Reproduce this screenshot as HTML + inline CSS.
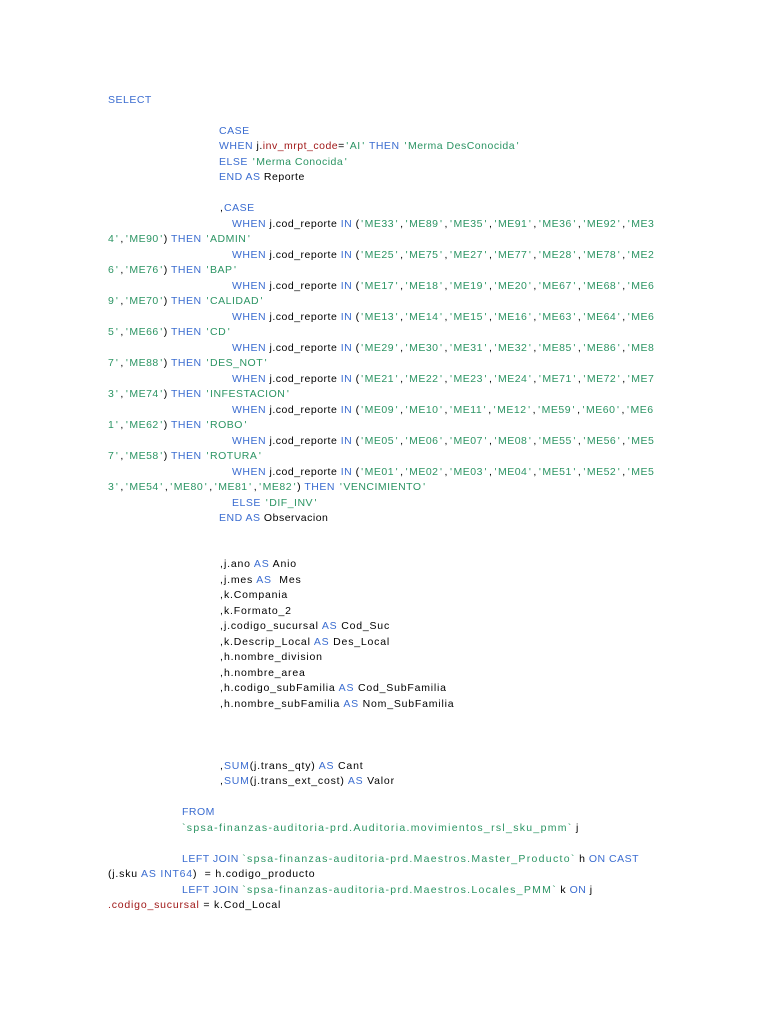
<!DOCTYPE html>
<html><head><meta charset="utf-8"><style>
body{margin:0;background:#fff;width:768px;height:1024px;position:relative;overflow:hidden;font-family:"Liberation Sans",sans-serif;font-size:10.5px;color:#000;letter-spacing:0.5px;}
.l{position:absolute;white-space:pre;line-height:15px;}
.k{color:#3a6cd0}.s{color:#2b9463}.r{color:#a01818}
.w{letter-spacing:1.3px}
.m{letter-spacing:0.8px}
i,b{font-style:normal;font-weight:normal;display:inline-block;width:5px;text-align:center;letter-spacing:0}
</style></head><body>
<div class="l" style="left:108px;top:93px"><span class="k">SELECT</span></div>
<div class="l" style="left:219px;top:124px"><span class="k">CASE</span></div>
<div class="l" style="left:219px;top:139px"><span class="k">WHEN</span> j.<span class="r">inv_mrpt_code</span>=<span class="s"><i>'</i>AI<i>'</i></span> <span class="k">THEN</span> <span class="s"><i>'</i>Merma DesConocida<i>'</i></span></div>
<div class="l" style="left:219px;top:155px"><span class="k">ELSE</span> <span class="s"><i>'</i>Merma Conocida<i>'</i></span></div>
<div class="l" style="left:219px;top:170px"><span class="k">END AS</span> Reporte</div>
<div class="l" style="left:219px;top:201px"><b>,</b><span class="k">CASE</span></div>

<div class="l" style="left:232px;top:217px"><span class="k">WHEN</span> j.cod_reporte <span class="k">IN</span> (<span class="s"><i>'</i>ME33<i>'</i></span><b>,</b><span class="s"><i>'</i>ME89<i>'</i></span><b>,</b><span class="s"><i>'</i>ME35<i>'</i></span><b>,</b><span class="s"><i>'</i>ME91<i>'</i></span><b>,</b><span class="s"><i>'</i>ME36<i>'</i></span><b>,</b><span class="s"><i>'</i>ME92<i>'</i></span><b>,</b><span class="s"><i>'</i>ME3</span></div>
<div class="l" style="left:108px;top:232px"><span class="s">4<i>'</i></span><b>,</b><span class="s"><i>'</i>ME90<i>'</i></span>) <span class="k">THEN</span> <span class="s"><i>'</i>ADMIN<i>'</i></span></div>
<div class="l" style="left:232px;top:248px"><span class="k">WHEN</span> j.cod_reporte <span class="k">IN</span> (<span class="s"><i>'</i>ME25<i>'</i></span><b>,</b><span class="s"><i>'</i>ME75<i>'</i></span><b>,</b><span class="s"><i>'</i>ME27<i>'</i></span><b>,</b><span class="s"><i>'</i>ME77<i>'</i></span><b>,</b><span class="s"><i>'</i>ME28<i>'</i></span><b>,</b><span class="s"><i>'</i>ME78<i>'</i></span><b>,</b><span class="s"><i>'</i>ME2</span></div>
<div class="l" style="left:108px;top:263px"><span class="s">6<i>'</i></span><b>,</b><span class="s"><i>'</i>ME76<i>'</i></span>) <span class="k">THEN</span> <span class="s"><i>'</i>BAP<i>'</i></span></div>
<div class="l" style="left:232px;top:279px"><span class="k">WHEN</span> j.cod_reporte <span class="k">IN</span> (<span class="s"><i>'</i>ME17<i>'</i></span><b>,</b><span class="s"><i>'</i>ME18<i>'</i></span><b>,</b><span class="s"><i>'</i>ME19<i>'</i></span><b>,</b><span class="s"><i>'</i>ME20<i>'</i></span><b>,</b><span class="s"><i>'</i>ME67<i>'</i></span><b>,</b><span class="s"><i>'</i>ME68<i>'</i></span><b>,</b><span class="s"><i>'</i>ME6</span></div>
<div class="l" style="left:108px;top:294px"><span class="s">9<i>'</i></span><b>,</b><span class="s"><i>'</i>ME70<i>'</i></span>) <span class="k">THEN</span> <span class="s"><i>'</i>CALIDAD<i>'</i></span></div>
<div class="l" style="left:232px;top:310px"><span class="k">WHEN</span> j.cod_reporte <span class="k">IN</span> (<span class="s"><i>'</i>ME13<i>'</i></span><b>,</b><span class="s"><i>'</i>ME14<i>'</i></span><b>,</b><span class="s"><i>'</i>ME15<i>'</i></span><b>,</b><span class="s"><i>'</i>ME16<i>'</i></span><b>,</b><span class="s"><i>'</i>ME63<i>'</i></span><b>,</b><span class="s"><i>'</i>ME64<i>'</i></span><b>,</b><span class="s"><i>'</i>ME6</span></div>
<div class="l" style="left:108px;top:325px"><span class="s">5<i>'</i></span><b>,</b><span class="s"><i>'</i>ME66<i>'</i></span>) <span class="k">THEN</span> <span class="s"><i>'</i>CD<i>'</i></span></div>
<div class="l" style="left:232px;top:341px"><span class="k">WHEN</span> j.cod_reporte <span class="k">IN</span> (<span class="s"><i>'</i>ME29<i>'</i></span><b>,</b><span class="s"><i>'</i>ME30<i>'</i></span><b>,</b><span class="s"><i>'</i>ME31<i>'</i></span><b>,</b><span class="s"><i>'</i>ME32<i>'</i></span><b>,</b><span class="s"><i>'</i>ME85<i>'</i></span><b>,</b><span class="s"><i>'</i>ME86<i>'</i></span><b>,</b><span class="s"><i>'</i>ME8</span></div>
<div class="l" style="left:108px;top:356px"><span class="s">7<i>'</i></span><b>,</b><span class="s"><i>'</i>ME88<i>'</i></span>) <span class="k">THEN</span> <span class="s"><i>'</i>DES_NOT<i>'</i></span></div>
<div class="l" style="left:232px;top:372px"><span class="k">WHEN</span> j.cod_reporte <span class="k">IN</span> (<span class="s"><i>'</i>ME21<i>'</i></span><b>,</b><span class="s"><i>'</i>ME22<i>'</i></span><b>,</b><span class="s"><i>'</i>ME23<i>'</i></span><b>,</b><span class="s"><i>'</i>ME24<i>'</i></span><b>,</b><span class="s"><i>'</i>ME71<i>'</i></span><b>,</b><span class="s"><i>'</i>ME72<i>'</i></span><b>,</b><span class="s"><i>'</i>ME7</span></div>
<div class="l" style="left:108px;top:387px"><span class="s">3<i>'</i></span><b>,</b><span class="s"><i>'</i>ME74<i>'</i></span>) <span class="k">THEN</span> <span class="s"><i>'</i>INFESTACION<i>'</i></span></div>
<div class="l" style="left:232px;top:403px"><span class="k">WHEN</span> j.cod_reporte <span class="k">IN</span> (<span class="s"><i>'</i>ME09<i>'</i></span><b>,</b><span class="s"><i>'</i>ME10<i>'</i></span><b>,</b><span class="s"><i>'</i>ME11<i>'</i></span><b>,</b><span class="s"><i>'</i>ME12<i>'</i></span><b>,</b><span class="s"><i>'</i>ME59<i>'</i></span><b>,</b><span class="s"><i>'</i>ME60<i>'</i></span><b>,</b><span class="s"><i>'</i>ME6</span></div>
<div class="l" style="left:108px;top:418px"><span class="s">1<i>'</i></span><b>,</b><span class="s"><i>'</i>ME62<i>'</i></span>) <span class="k">THEN</span> <span class="s"><i>'</i>ROBO<i>'</i></span></div>
<div class="l" style="left:232px;top:434px"><span class="k">WHEN</span> j.cod_reporte <span class="k">IN</span> (<span class="s"><i>'</i>ME05<i>'</i></span><b>,</b><span class="s"><i>'</i>ME06<i>'</i></span><b>,</b><span class="s"><i>'</i>ME07<i>'</i></span><b>,</b><span class="s"><i>'</i>ME08<i>'</i></span><b>,</b><span class="s"><i>'</i>ME55<i>'</i></span><b>,</b><span class="s"><i>'</i>ME56<i>'</i></span><b>,</b><span class="s"><i>'</i>ME5</span></div>
<div class="l" style="left:108px;top:449px"><span class="s">7<i>'</i></span><b>,</b><span class="s"><i>'</i>ME58<i>'</i></span>) <span class="k">THEN</span> <span class="s"><i>'</i>ROTURA<i>'</i></span></div>
<div class="l" style="left:232px;top:465px"><span class="k">WHEN</span> j.cod_reporte <span class="k">IN</span> (<span class="s"><i>'</i>ME01<i>'</i></span><b>,</b><span class="s"><i>'</i>ME02<i>'</i></span><b>,</b><span class="s"><i>'</i>ME03<i>'</i></span><b>,</b><span class="s"><i>'</i>ME04<i>'</i></span><b>,</b><span class="s"><i>'</i>ME51<i>'</i></span><b>,</b><span class="s"><i>'</i>ME52<i>'</i></span><b>,</b><span class="s"><i>'</i>ME5</span></div>
<div class="l" style="left:108px;top:480px"><span class="s">3<i>'</i></span><b>,</b><span class="s"><i>'</i>ME54<i>'</i></span><b>,</b><span class="s"><i>'</i>ME80<i>'</i></span><b>,</b><span class="s"><i>'</i>ME81<i>'</i></span><b>,</b><span class="s"><i>'</i>ME82<i>'</i></span>) <span class="k">THEN</span> <span class="s"><i>'</i>VENCIMIENTO<i>'</i></span></div>
<div class="l" style="left:232px;top:496px"><span class="k">ELSE</span> <span class="s"><i>'</i>DIF_INV<i>'</i></span></div>
<div class="l" style="left:219px;top:511px"><span class="k">END AS</span> Observacion</div>

<div class="l m" style="left:219px;top:557px"><b>,</b>j.ano <span class="k">AS</span> Anio</div>
<div class="l m" style="left:219px;top:573px"><b>,</b>j.mes <span class="k">AS</span>  Mes</div>
<div class="l m" style="left:219px;top:588px"><b>,</b>k.Compania</div>
<div class="l m" style="left:219px;top:604px"><b>,</b>k.Formato_2</div>
<div class="l m" style="left:219px;top:619px"><b>,</b>j.codigo_sucursal <span class="k">AS</span> Cod_Suc</div>
<div class="l m" style="left:219px;top:635px"><b>,</b>k.Descrip_Local <span class="k">AS</span> Des_Local</div>
<div class="l m" style="left:219px;top:650px"><b>,</b>h.nombre_division</div>
<div class="l m" style="left:219px;top:666px"><b>,</b>h.nombre_area</div>
<div class="l m" style="left:219px;top:681px"><b>,</b>h.codigo_subFamilia <span class="k">AS</span> Cod_SubFamilia</div>
<div class="l m" style="left:219px;top:697px"><b>,</b>h.nombre_subFamilia <span class="k">AS</span> Nom_SubFamilia</div>

<div class="l m" style="left:219px;top:759px"><b>,</b><span class="k">SUM</span>(j.trans_qty) <span class="k">AS</span> Cant</div>
<div class="l m" style="left:219px;top:774px"><b>,</b><span class="k">SUM</span>(j.trans_ext_cost) <span class="k">AS</span> Valor</div>

<div class="l" style="left:182px;top:805px"><span class="k">FROM</span></div>
<div class="l" style="left:182px;top:821px"><span class="s w">`spsa-finanzas-auditoria-prd.Auditoria.movimientos_rsl_sku_pmm`</span> j</div>
<div class="l" style="left:182px;top:852px"><span class="k">LEFT JOIN</span> <span class="s w">`spsa-finanzas-auditoria-prd.Maestros.Master_Producto`</span> h <span class="k">ON CAST</span></div>
<div class="l m" style="left:108px;top:867px">(j.sku <span class="k">AS INT64</span>)  = h.codigo_producto</div>
<div class="l" style="left:182px;top:883px"><span class="k">LEFT JOIN</span> <span class="s w">`spsa-finanzas-auditoria-prd.Maestros.Locales_PMM`</span> k <span class="k">ON</span> j</div>
<div class="l m" style="left:108px;top:898px"><span class="r">.codigo_sucursal</span> = k.Cod_Local</div>
</body></html>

REQUIRED TASK - Using the listing above, work out how many of its lines include "inline", and give only the result.

COMPLETED TASK - 2